Directive -
Keep the pictures out and restate every record exactly.

Record list -

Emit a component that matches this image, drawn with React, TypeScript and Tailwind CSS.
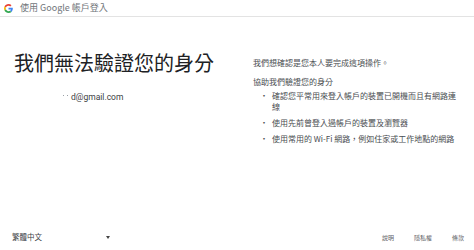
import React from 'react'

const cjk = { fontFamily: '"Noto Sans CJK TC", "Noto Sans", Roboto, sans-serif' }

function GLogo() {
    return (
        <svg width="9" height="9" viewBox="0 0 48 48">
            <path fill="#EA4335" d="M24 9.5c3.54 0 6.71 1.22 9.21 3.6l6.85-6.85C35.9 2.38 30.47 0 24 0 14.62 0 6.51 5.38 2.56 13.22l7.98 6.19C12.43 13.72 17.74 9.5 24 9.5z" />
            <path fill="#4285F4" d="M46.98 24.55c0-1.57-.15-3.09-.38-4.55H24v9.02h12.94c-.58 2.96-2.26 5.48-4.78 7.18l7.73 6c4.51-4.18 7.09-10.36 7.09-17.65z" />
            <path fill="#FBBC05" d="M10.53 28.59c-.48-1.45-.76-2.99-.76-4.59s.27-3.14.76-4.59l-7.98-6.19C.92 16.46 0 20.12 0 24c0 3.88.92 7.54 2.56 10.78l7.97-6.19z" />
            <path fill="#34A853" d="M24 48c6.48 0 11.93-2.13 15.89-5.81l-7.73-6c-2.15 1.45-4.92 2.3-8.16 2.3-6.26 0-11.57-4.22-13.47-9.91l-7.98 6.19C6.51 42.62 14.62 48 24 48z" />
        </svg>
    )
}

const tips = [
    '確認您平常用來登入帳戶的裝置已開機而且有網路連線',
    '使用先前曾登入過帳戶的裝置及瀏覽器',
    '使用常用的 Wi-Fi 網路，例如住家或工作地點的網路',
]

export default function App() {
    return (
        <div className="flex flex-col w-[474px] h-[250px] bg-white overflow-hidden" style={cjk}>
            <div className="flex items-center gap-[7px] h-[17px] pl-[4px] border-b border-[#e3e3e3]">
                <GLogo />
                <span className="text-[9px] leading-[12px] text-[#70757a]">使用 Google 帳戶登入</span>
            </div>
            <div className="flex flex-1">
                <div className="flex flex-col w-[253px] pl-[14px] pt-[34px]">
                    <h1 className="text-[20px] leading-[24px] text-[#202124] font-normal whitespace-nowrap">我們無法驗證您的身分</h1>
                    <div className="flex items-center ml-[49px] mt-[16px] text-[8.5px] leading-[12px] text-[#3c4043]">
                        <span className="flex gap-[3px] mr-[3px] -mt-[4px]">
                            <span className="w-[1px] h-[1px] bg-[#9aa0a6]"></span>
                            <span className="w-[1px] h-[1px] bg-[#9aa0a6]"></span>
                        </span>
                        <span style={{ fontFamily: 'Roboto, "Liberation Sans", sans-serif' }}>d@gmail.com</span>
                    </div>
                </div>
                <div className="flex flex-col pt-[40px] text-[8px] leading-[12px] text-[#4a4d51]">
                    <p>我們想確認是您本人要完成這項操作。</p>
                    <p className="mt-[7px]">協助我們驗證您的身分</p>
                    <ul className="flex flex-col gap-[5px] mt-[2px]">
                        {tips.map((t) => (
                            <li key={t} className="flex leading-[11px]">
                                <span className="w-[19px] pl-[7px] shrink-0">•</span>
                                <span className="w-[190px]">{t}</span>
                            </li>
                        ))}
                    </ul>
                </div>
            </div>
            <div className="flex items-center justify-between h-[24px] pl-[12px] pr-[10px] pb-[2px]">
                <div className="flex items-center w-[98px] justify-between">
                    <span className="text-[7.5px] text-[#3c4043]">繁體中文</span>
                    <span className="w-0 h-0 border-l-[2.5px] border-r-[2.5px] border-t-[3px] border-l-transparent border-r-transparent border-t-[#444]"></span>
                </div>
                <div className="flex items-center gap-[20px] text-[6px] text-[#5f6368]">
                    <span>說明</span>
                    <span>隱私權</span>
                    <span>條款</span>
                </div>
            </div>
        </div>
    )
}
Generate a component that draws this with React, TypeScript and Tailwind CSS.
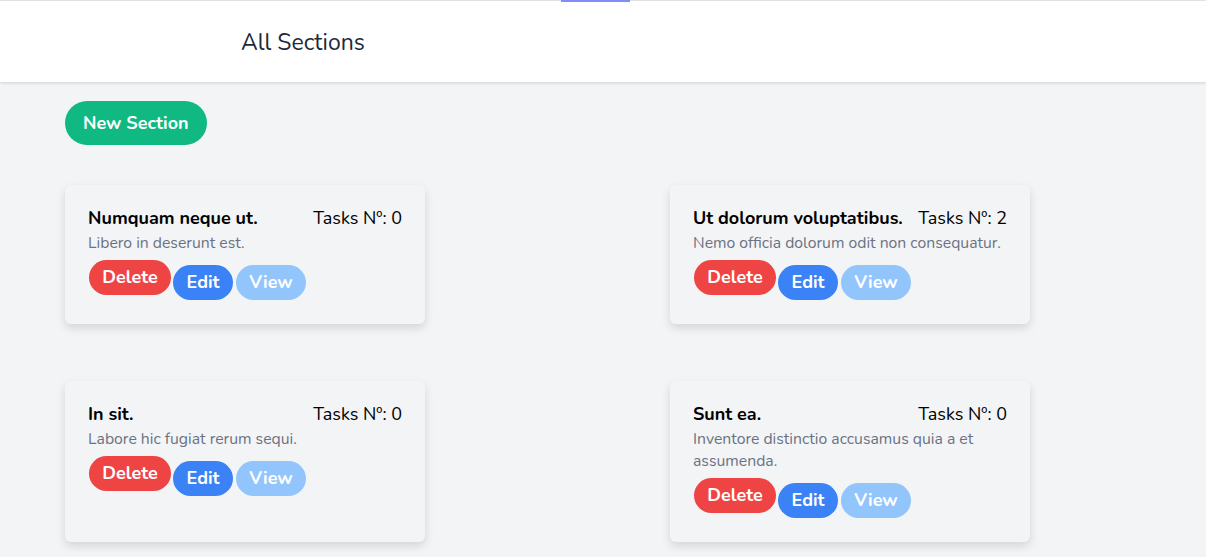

The result -
Emit a component that matches this image, drawn with React, TypeScript and Tailwind CSS.
import React from 'react'

const cjk = { fontFamily: '"Noto Sans CJK TC", "Noto Sans", Roboto, sans-serif' }

function GLogo() {
    return (
        <svg width="9" height="9" viewBox="0 0 48 48">
            <path fill="#EA4335" d="M24 9.5c3.54 0 6.71 1.22 9.21 3.6l6.85-6.85C35.9 2.38 30.47 0 24 0 14.62 0 6.51 5.38 2.56 13.22l7.98 6.19C12.43 13.72 17.74 9.5 24 9.5z" />
            <path fill="#4285F4" d="M46.98 24.55c0-1.57-.15-3.09-.38-4.55H24v9.02h12.94c-.58 2.96-2.26 5.48-4.78 7.18l7.73 6c4.51-4.18 7.09-10.36 7.09-17.65z" />
            <path fill="#FBBC05" d="M10.53 28.59c-.48-1.45-.76-2.99-.76-4.59s.27-3.14.76-4.59l-7.98-6.19C.92 16.46 0 20.12 0 24c0 3.88.92 7.54 2.56 10.78l7.97-6.19z" />
            <path fill="#34A853" d="M24 48c6.48 0 11.93-2.13 15.89-5.81l-7.73-6c-2.15 1.45-4.92 2.3-8.16 2.3-6.26 0-11.57-4.22-13.47-9.91l-7.98 6.19C6.51 42.62 14.62 48 24 48z" />
        </svg>
    )
}

const tips = [
    '確認您平常用來登入帳戶的裝置已開機而且有網路連線',
    '使用先前曾登入過帳戶的裝置及瀏覽器',
    '使用常用的 Wi-Fi 網路，例如住家或工作地點的網路',
]

export default function App() {
    return (
        <div className="flex flex-col w-[474px] h-[250px] bg-white overflow-hidden" style={cjk}>
            <div className="flex items-center gap-[7px] h-[17px] pl-[4px] border-b border-[#e3e3e3]">
                <GLogo />
                <span className="text-[9px] leading-[12px] text-[#70757a]">使用 Google 帳戶登入</span>
            </div>
            <div className="flex flex-1">
                <div className="flex flex-col w-[253px] pl-[14px] pt-[34px]">
                    <h1 className="text-[20px] leading-[24px] text-[#202124] font-normal whitespace-nowrap">我們無法驗證您的身分</h1>
                    <div className="flex items-center ml-[49px] mt-[16px] text-[8.5px] leading-[12px] text-[#3c4043]">
                        <span className="flex gap-[3px] mr-[3px] -mt-[4px]">
                            <span className="w-[1px] h-[1px] bg-[#9aa0a6]"></span>
                            <span className="w-[1px] h-[1px] bg-[#9aa0a6]"></span>
                        </span>
                        <span style={{ fontFamily: 'Roboto, "Liberation Sans", sans-serif' }}>d@gmail.com</span>
                    </div>
                </div>
                <div className="flex flex-col pt-[40px] text-[8px] leading-[12px] text-[#4a4d51]">
                    <p>我們想確認是您本人要完成這項操作。</p>
                    <p className="mt-[7px]">協助我們驗證您的身分</p>
                    <ul className="flex flex-col gap-[5px] mt-[2px]">
                        {tips.map((t) => (
                            <li key={t} className="flex leading-[11px]">
                                <span className="w-[19px] pl-[7px] shrink-0">•</span>
                                <span className="w-[190px]">{t}</span>
                            </li>
                        ))}
                    </ul>
                </div>
            </div>
            <div className="flex items-center justify-between h-[24px] pl-[12px] pr-[10px] pb-[2px]">
                <div className="flex items-center w-[98px] justify-between">
                    <span className="text-[7.5px] text-[#3c4043]">繁體中文</span>
                    <span className="w-0 h-0 border-l-[2.5px] border-r-[2.5px] border-t-[3px] border-l-transparent border-r-transparent border-t-[#444]"></span>
                </div>
                <div className="flex items-center gap-[20px] text-[6px] text-[#5f6368]">
                    <span>說明</span>
                    <span>隱私權</span>
                    <span>條款</span>
                </div>
            </div>
        </div>
    )
}
Generate a component that draws this with React, TypeScript and Tailwind CSS.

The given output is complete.